The nurse at my school recently came into each kindergarten class and took the weight and height measurements of the students. She takes these measurements and determines the child’s body-mass index. Parents can use these measurements to determine if their child is over or under weight.

Mike Beede, the new governor of Arkansas, says that these types of statements should not be sent home to a child’s family. He concludes that it might lower a child’s self-esteem to determine that he/she is not the appropriate weight for his/her height and age.

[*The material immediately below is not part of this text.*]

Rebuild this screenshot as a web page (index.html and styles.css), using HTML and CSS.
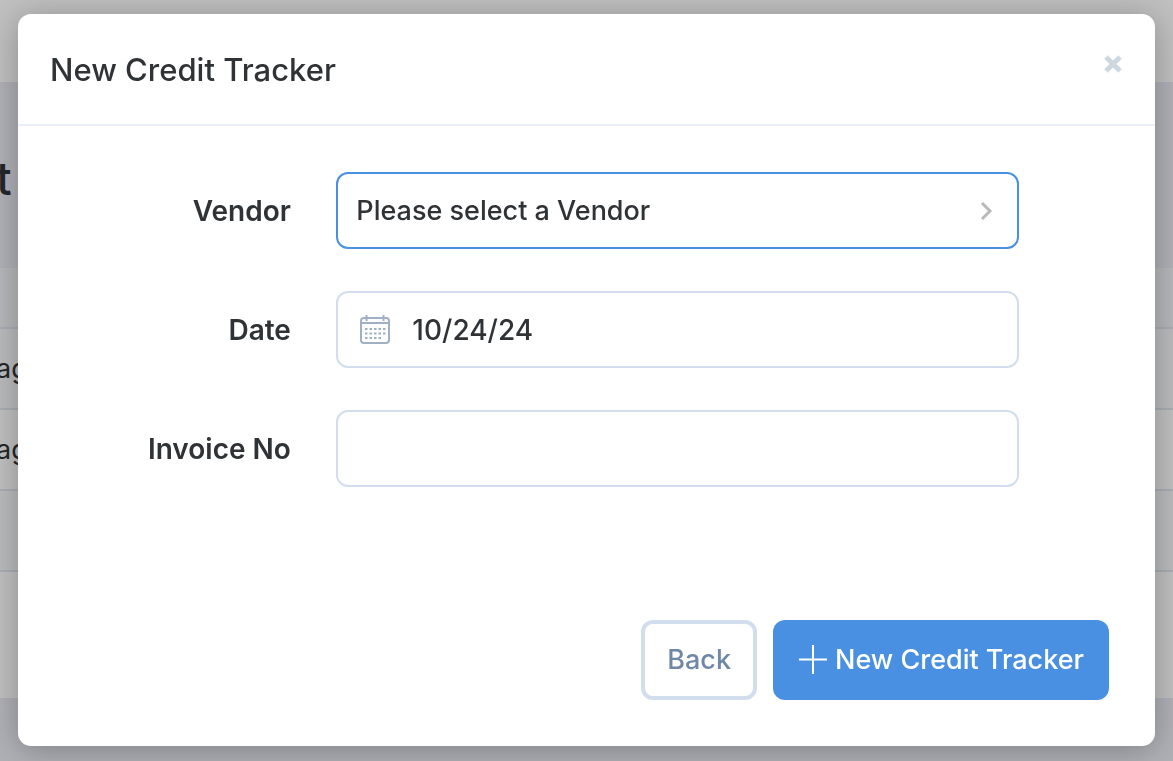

As our world gets harsher and harder, we are preparing our children less and less. The push now is to make every child feel great and special at all times. Boost a child’s self-esteem whenever possible. I say help children create self-respect. The difference? While self-esteem is a good opinion of one’s self, self-respect is respecting one’s self or character. So should we, as parents and teachers, continue to withhold the truth from children that they may not always be the best and everything may not always be great?

When I coached cheerleading, there were many little girls that did not make the team. I found out later that the mother of one of the girls went out and said very untrue and ugly things about the girls that did make the team. Instead of teaching her daughter that it was the fault of others that she did not succeed, the mother should have taught her daughter that it is okay not to be the best at everything and either helped the girl find a strength in another area of interest or helped her work hard to make the team the next year. Our children need to know that failure is okay as long as you take it and learn from it. I think that if children are taught how to deal with and overcome criticism, there may be fewer teenage suicides and shootings.

I agree that a report should not be sent home stating that a child is ‘fat’. But to inform a parent that their child may be at risk for health problems due to being overweight is our duty. I feel that protecting children from failure and downfalls could set them up for complete shock when they enter the real world. We need to be teaching children how to deal with these types of obstacles and how to overcome them through self-respect. Let’s face it. Many children that I meet already have a pretty high opinion of themselves. However, it is obvious that they do not respect themselves. They do not respect their body or their character. Self-respect does not come easy. It takes self-discipline and competence.

Even in kindergarten, I meet children that have been told how perfect they are so many times over the past five years that they believe they can do no wrong. I hand out an assignment and they immediately begin working and ignore the directions given out. After all, they know how to do everything. They are against letting anyone ‘teach’ them how to do something. They have been told that every picture they draw is the absolute best and every block building they build could be no better. These children can see no room for improvement. However, students with self-respect are eager to learn and to complete tasks to the best of their ability. They insist on tasks being completed the right way even if it means acquiring help from others.

I tell my children, both at home and at school, on a daily basis that I love them and that they are special to me. Yet, I also tell them when they make mistakes or when I see that an improvement can be made. I acknowledge the effort that they have put into the task and comment on the things that are right. Then, I offer advice on how their work could be even better. I cannot see how helping one better their work or life could be detrimental.